Purpura points to the fact that many businesses must comply with state of government regulations – or face the consequences.

He adds: “Manual key management invites more frequent incidences of human error and criminal activity because there is no easy way to track where all physical keys are located and when they are due to be returned.

“Many enterprises must also comply with government or state regulations regarding security initiatives or face fines, making losing or misplacing a key a costly and very undesirable situation.”

These are some examples of what can go wrong when tracking keys manually:

  • Authorized employees can forget to write down the key removal on the log. If a key to a vehicle or mechanical room is urgently needed but missing, tracking it down to the person who removed it causes disruptions to transportation schedules and delays to crucial maintenance needs, such as mechanical repairs.
  • Authorized employees can remove keys and properly notate their removal, yet forget to return them before they go home, causing disruption and frustration to employees who need them for their next work shifts.
  • Authorized employees can forget to lock the room or strongbox where the keys reside, making all of them at risk of being stolen for unauthorized usage.
  • Administrators have no way to easily track the keys and know where they are located. Little information is known about how or why the keys are being used, or if employees are accountable for their actions.
  • Keys can be easily stolen, duplicated, and replaced unnoticed, giving third-parties complete access to restricted areas of a building.
  • Unauthorized employees and visitors can easily take keys and gain access to secured areas and perhaps drive off the premises with a company vehicle or take valuable equipment, such as computer hardware.

Enhanced security, productivity and accountability

Tamper-proof electronic key control systems allow authorized employees to carry through their daily work initiatives without having to take any extra time to find their assigned keys. Key administrators will no longer need to distribute keys because employees can enter their credentials into the key control system and easily access their assigned keys.

The system also enables managers to instantly see where all keys are located, who has them out and when they are due to be returned.

Electronic key control systems provide usage, tracking and safekeeping of all physical keys. Enterprises that have large numbers of keys can dramatically improve organizational efficiency by completely managing all of them.

Installing an electronic key control system provides many benefits, including enhanced security, increased productivity, and a boost of accountability. All key transactions are recorded, and audit reports are available as needed or can be scheduled to automatically be emailed or printed at specific times.

“Managers no longer need to spend time tracking down keys because the system is designed to allow key administrators to easily look up the status and transaction history of any key,” said Purpura. “When keys are missing or overdue, email or text message alerts inform key administrators where they are.”

Better synced together

Purpura sees the benefits of modern control systems – especially when it comes to integration.

“Another benefit of today’s key control systems is their capability to be integrated with other security systems as part of networked security.
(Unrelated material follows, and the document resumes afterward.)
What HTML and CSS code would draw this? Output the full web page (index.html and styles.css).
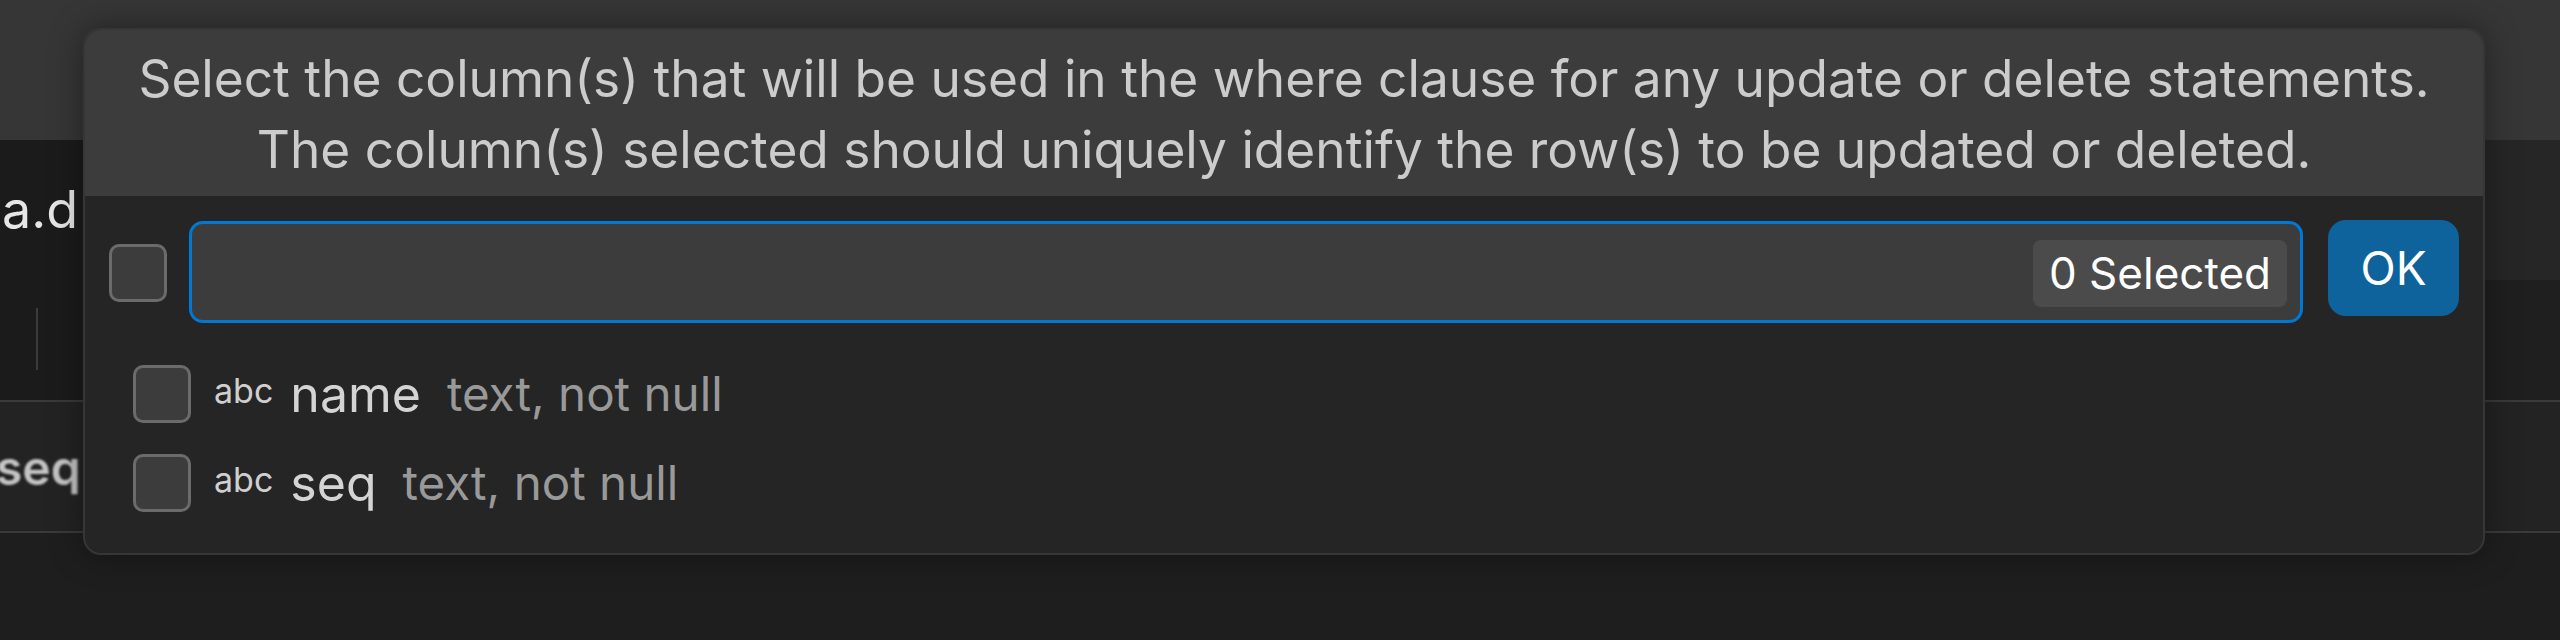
FILE: index.html
```html
<!DOCTYPE html>
<html lang="en">

<head>
  <meta charset="UTF-8">
  <meta name="viewport" content="width=device-width, initial-scale=1.0">
  <title>Select key columns</title>
  <link rel="stylesheet" href="styles.css">
</head>

<body>
  <div class="workbench">
    <div class="titlebar"></div>
    <div class="editor">
      <div class="editor-main">
        <div class="tab-label">a.d</div>
        <div class="toolbar"><span class="toolbar-sep"></span></div>
      </div>
      <div class="editor-side">
        <div class="side-top"></div>
        <div class="side-bottom"></div>
      </div>
    </div>
    <div class="grid-row"><span class="cell">seq</span></div>
  </div>

  <div class="quick-pick">
    <div class="message">
      Select the column(s) that will be used in the where clause for any update or delete statements.<br>
      The column(s) selected should uniquely identify the row(s) to be updated or deleted.
    </div>
    <div class="body">
      <div class="filter-row">
        <span class="checkbox toggle-all"></span>
        <div class="filter-box">
          <span class="count">0 Selected</span>
        </div>
        <button class="ok">OK</button>
      </div>
      <div class="list">
        <div class="item">
          <span class="checkbox"></span>
          <span class="type-icon">abc</span>
          <span class="label">name</span>
          <span class="desc">text, not null</span>
        </div>
        <div class="item">
          <span class="checkbox"></span>
          <span class="type-icon">abc</span>
          <span class="label">seq</span>
          <span class="desc">text, not null</span>
        </div>
      </div>
    </div>
  </div>
</body>

</html>
```

FILE: styles.css
```css
html,
body {
  margin: 0;
  padding: 0;
  width: 100%;
  height: 100%;
  background: #1e1e1e;
  font-family: "Inter", "Noto Sans", sans-serif;
  overflow: hidden;
}

* {
  box-sizing: border-box;
}

/* background workbench */
.workbench {
  width: 100%;
}

.titlebar {
  height: 140px;
  background: #363636;
}

.editor {
  display: flex;
  height: 260px;
}

.editor-main {
  flex: 1;
  background: #1b1b1b;
  padding-top: 40px;
}

.tab-label {
  font-size: 52px;
  line-height: 60px;
  color: #e6e6e6;
  padding-left: 2px;
}

.toolbar {
  margin-top: 68px;
  padding-left: 36px;
}

.toolbar-sep {
  display: block;
  width: 2px;
  height: 62px;
  background: #3c3c3c;
}

.editor-side {
  width: 1200px;
  display: flex;
  flex-direction: column;
}

.side-top {
  height: 140px;
  background: #262626;
}

.side-bottom {
  flex: 1;
  background: #1f1f1f;
}

.grid-row {
  height: 133px;
  background: #232323;
  border-top: 2px solid #3a3a3a;
  border-bottom: 2px solid #3a3a3a;
  padding-top: 38px;
}

.cell {
  display: block;
  margin-left: -4px;
  font-size: 48px;
  line-height: 56px;
  font-weight: 600;
  color: #c4c4c4;
  filter: blur(1.2px);
}

/* quick pick */
.quick-pick {
  position: absolute;
  left: 83px;
  top: 28px;
  width: 2402px;
  background: #252526;
  border: 2px solid #363636;
  border-radius: 18px;
  overflow: hidden;
  box-shadow: 0 0 34px rgba(0, 0, 0, 0.38);
}

.message {
  background: #3c3c3c;
  color: #cccccc;
  text-align: center;
  font-size: 51.4px;
  line-height: 71px;
  padding: 13px 0 11px;
}

.body {
  padding: 24px 24px 26px;
}

.filter-row {
  display: flex;
  align-items: flex-start;
}

.checkbox {
  flex: none;
  width: 58px;
  height: 58px;
  background: #3c3c3c;
  border: 3px solid #6b6b6b;
  border-radius: 10px;
}

.toggle-all {
  margin-top: 24px;
  margin-right: 22px;
}

.filter-box {
  flex: 1;
  height: 102px;
  margin-top: 1px;
  display: flex;
  align-items: center;
  justify-content: flex-end;
  padding-right: 13px;
  background: #3c3c3c;
  border: 3px solid #0078d4;
  border-radius: 14px;
}

.count {
  height: 67px;
  line-height: 67px;
  margin-top: 3px;
  padding: 0 16px;
  background: #4b4b4b;
  border-radius: 8px;
  color: #ffffff;
  font-size: 44px;
}

.ok {
  flex: none;
  width: 131px;
  height: 96px;
  margin-left: 25px;
  padding: 0;
  border: none;
  border-radius: 18px;
  background: #0e639c;
  color: #ffffff;
  font-family: inherit;
  font-size: 46px;
}

.list {
  margin-top: 26px;
  padding-left: 24px;
}

.item {
  display: flex;
  align-items: center;
  height: 89px;
}

.item .checkbox {
  margin-right: 23px;
}

.type-icon {
  font-size: 34px;
  color: #cfcfcf;
  margin-right: 17px;
  margin-top: -6px;
}

.label {
  font-size: 50px;
  color: #d4d4d4;
  margin-right: 26px;
}

.desc {
  font-size: 47.5px;
  color: #999999;
}
```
“When these systems are synced together, there is enhanced efficiency across multiple platforms.

“A new employee, for instance, who has approved access to multiple restricted areas of a facility can be programmed for this authorization into the key control system. Their credentials will then automatically transfer to other security and business systems, such as an access control system.”
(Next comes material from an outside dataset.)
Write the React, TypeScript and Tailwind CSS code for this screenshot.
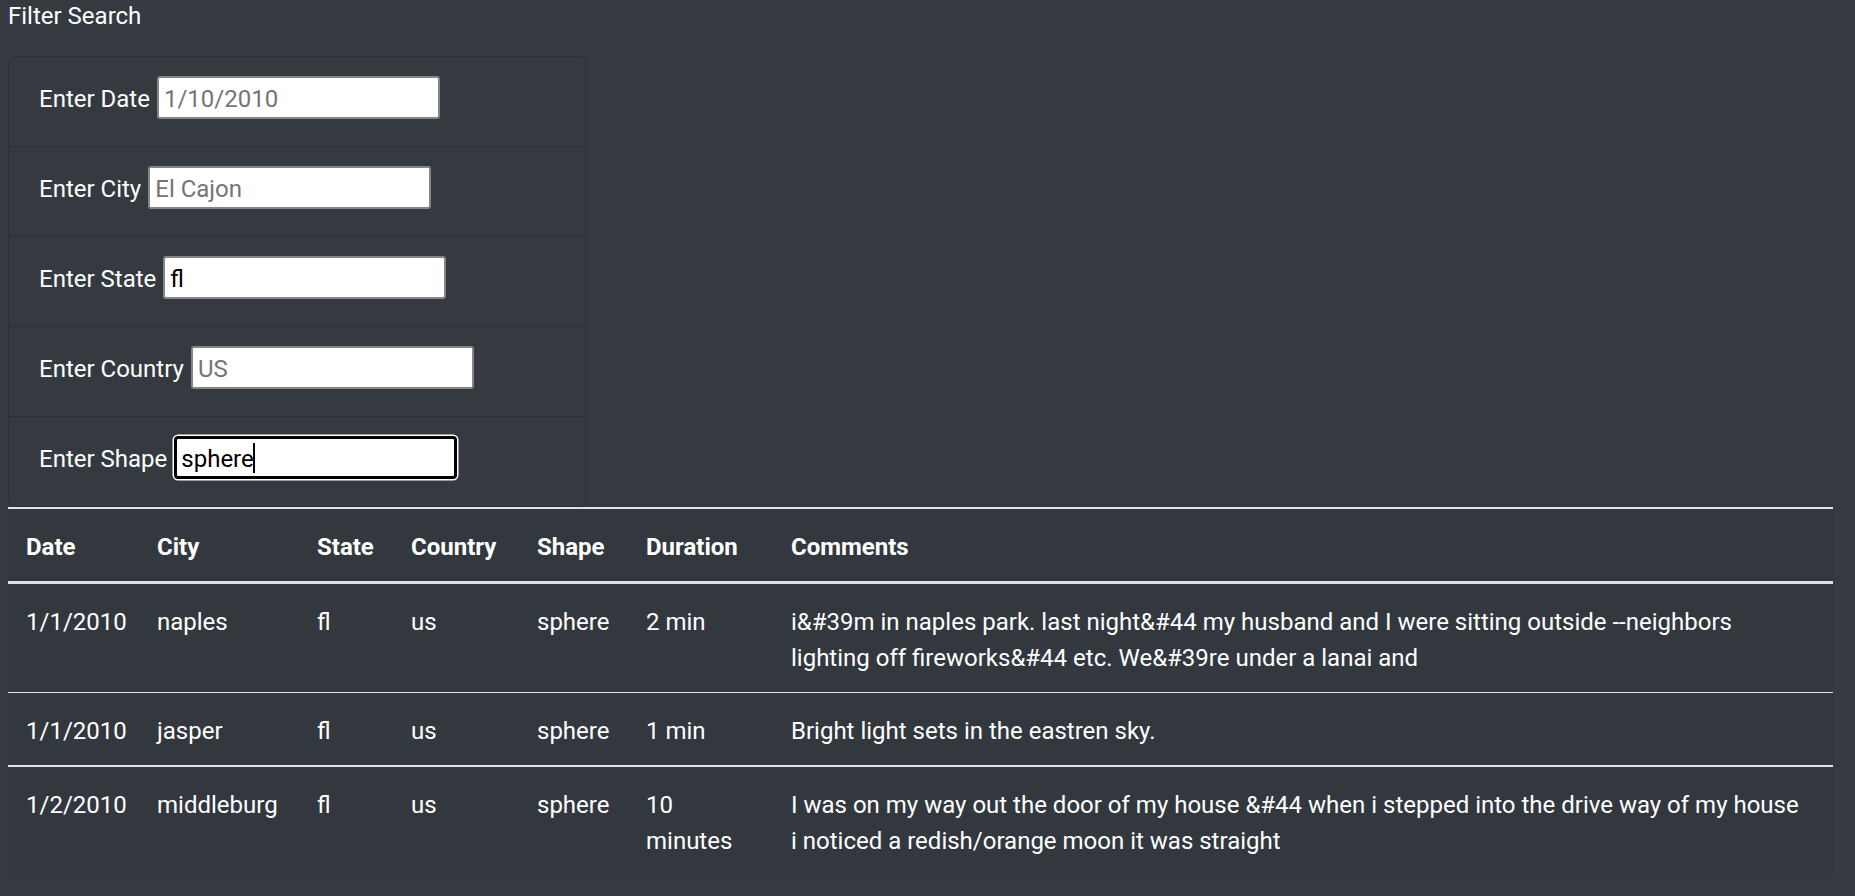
import React from 'react'

const FILTERS = [
  { label: 'Enter Date', placeholder: '1/10/2010' },
  { label: 'Enter City', placeholder: 'El Cajon' },
  { label: 'Enter State', placeholder: '', value: 'fl' },
  { label: 'Enter Country', placeholder: 'US' },
  { label: 'Enter Shape', placeholder: '', value: 'sphere', focused: true },
]

const SIGHTINGS = [
  {
    date: '1/1/2010', city: 'naples', state: 'fl', country: 'us', shape: 'sphere', duration: '2 min',
    comments: [
      'i&#39m in naples park. last night&#44 my husband and I were sitting outside --neighbors',
      'lighting off fireworks&#44 etc. We&#39re under a lanai and',
    ],
    border: 'border-b border-[#dee2e6]',
  },
  {
    date: '1/1/2010', city: 'jasper', state: 'fl', country: 'us', shape: 'sphere', duration: '1 min',
    comments: ['Bright light sets in the eastren sky.'],
    border: 'border-b-2 border-[#dee2e6]',
  },
  {
    date: '1/2/2010', city: 'middleburg', state: 'fl', country: 'us', shape: 'sphere', duration: '10 minutes',
    comments: [
      'I was on my way out the door of my house &#44 when i stepped into the drive way of my house',
      'i noticed a redish/orange moon it was straight',
    ],
    border: '',
  },
]

function FilterRow({ label, placeholder, value, focused, first }: {
  label: string; placeholder: string; value?: string; focused?: boolean; first: boolean
}) {
  return (
    <li className={`px-[30px] pt-[19px] ${first ? 'h-[89px]' : 'h-[90px] border-t border-[#2b3035]'}`}>
      <div className="flex items-baseline gap-[7px]">
        <label className="whitespace-nowrap">{label}</label>
        <span className="relative">
          <input
            type="text"
            placeholder={placeholder}
            defaultValue={value}
            className={
              focused
                ? 'block w-[283px] h-[43px] pt-[3px] bg-white text-black text-[24px] rounded-[4px] border-[3px] border-black pl-[4px] shadow-[0_0_0_1.5px_#fff] outline-none placeholder-[#757575]'
                : 'block w-[283px] h-[43px] pt-[3px] bg-white text-black text-[24px] rounded-[3px] border-2 border-[#858585] pl-[5px] outline-none placeholder-[#757575]'
            }
          />
          {focused && <span className="absolute left-[79px] top-[7px] h-[30px] w-[1.5px] bg-black" />}
        </span>
      </div>
    </li>
  )
}

export default function App() {
  return (
    <div
      className="min-h-screen bg-[#343a40] text-white text-[24px] leading-[36px] px-2"
      style={{ fontFamily: 'Roboto, "Liberation Sans", sans-serif' }}
    >
      <p className="leading-[30px] pt-[1px]">Filter Search</p>

      {/* filters */}
      <ul className="mt-[25px] w-[578px] border border-[#2b3035] rounded-[6px]">
        {FILTERS.map((f, i) => (
          <FilterRow key={f.label} {...f} first={i === 0} />
        ))}
      </ul>

      {/* results */}
      <table className="w-[1825px] table-fixed border-separate border-spacing-0 bg-[#32383e] text-left">
        <thead>
          <tr>
            {[
              ['Date', 'w-[131px]'],
              ['City', 'w-[160px]'],
              ['State', 'w-[94px]'],
              ['Country', 'w-[126px]'],
              ['Shape', 'w-[109px]'],
              ['Duration', 'w-[145px]'],
              ['Comments', ''],
            ].map(([h, w]) => (
              <th key={h} className={`${w} px-[18px] pt-[20px] pb-[16px] font-bold border-t-2 border-b-[3px] border-[#dee2e6]`}>
                {h}
              </th>
            ))}
          </tr>
        </thead>
        <tbody>
          {SIGHTINGS.map((s, i) => (
            <tr key={i}>
              <td className={`px-[18px] pt-[20px] pb-[16px] align-top whitespace-nowrap ${s.border}`}>{s.date}</td>
              <td className={`px-[18px] pt-[20px] pb-[16px] align-top ${s.border}`}>{s.city}</td>
              <td className={`px-[18px] pt-[20px] pb-[16px] align-top ${s.border}`}>{s.state}</td>
              <td className={`px-[18px] pt-[20px] pb-[16px] align-top ${s.border}`}>{s.country}</td>
              <td className={`px-[18px] pt-[20px] pb-[16px] align-top ${s.border}`}>{s.shape}</td>
              <td className={`px-[18px] pt-[20px] pb-[16px] align-top ${s.border}`}>{s.duration}</td>
              <td className={`px-[18px] pt-[20px] pb-[16px] align-top whitespace-nowrap ${s.border}`}>
                {s.comments.map((c, j) => (
                  <div key={j}>{c}</div>
                ))}
              </td>
            </tr>
          ))}
        </tbody>
      </table>
    </div>
  )
}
Data about key transactions and alarms to other systems provide faster response times across the facility. Open protocols in place on a key control system allow it to be integrated with IP video surveillance, intrusion and fire alarm systems, access control, and other systems for highly networked control, saving time and providing more information about “actual-time” actions of all employees and visitors instantly.

Custom key control

Many key control systems come with the option of selecting from a variety of modular components, which make it possible to customize a system to the specific needs of an enterprise. Module choices include key modules, card modules and storage lockers for assets such as hand-held radios, mobile phones, wallet, and even small weapons.

“Key administrators can also customize the level of security needed for each key,” explains Purpura. “Some industries have compliance regulations that require signatures from two or three individuals, sometimes from different departments. 

“When a multi-factor authorization is programmed into the key control system for specific keys, the cabinet door will open and release the keys only when the required logins are completed by each person and the credentials are verified. Other keys can be programmed to be used only at specific times of day as well.”

“Managing enterprise security means providing employees with purposeful and meaningful tools that will help them excel on the job.

“Technology such as key control not only improves security, but also maximizes time management for both employees and administration across all departments for a unified and integrated approach to accountability to achieve a more efficient and productive workplace.”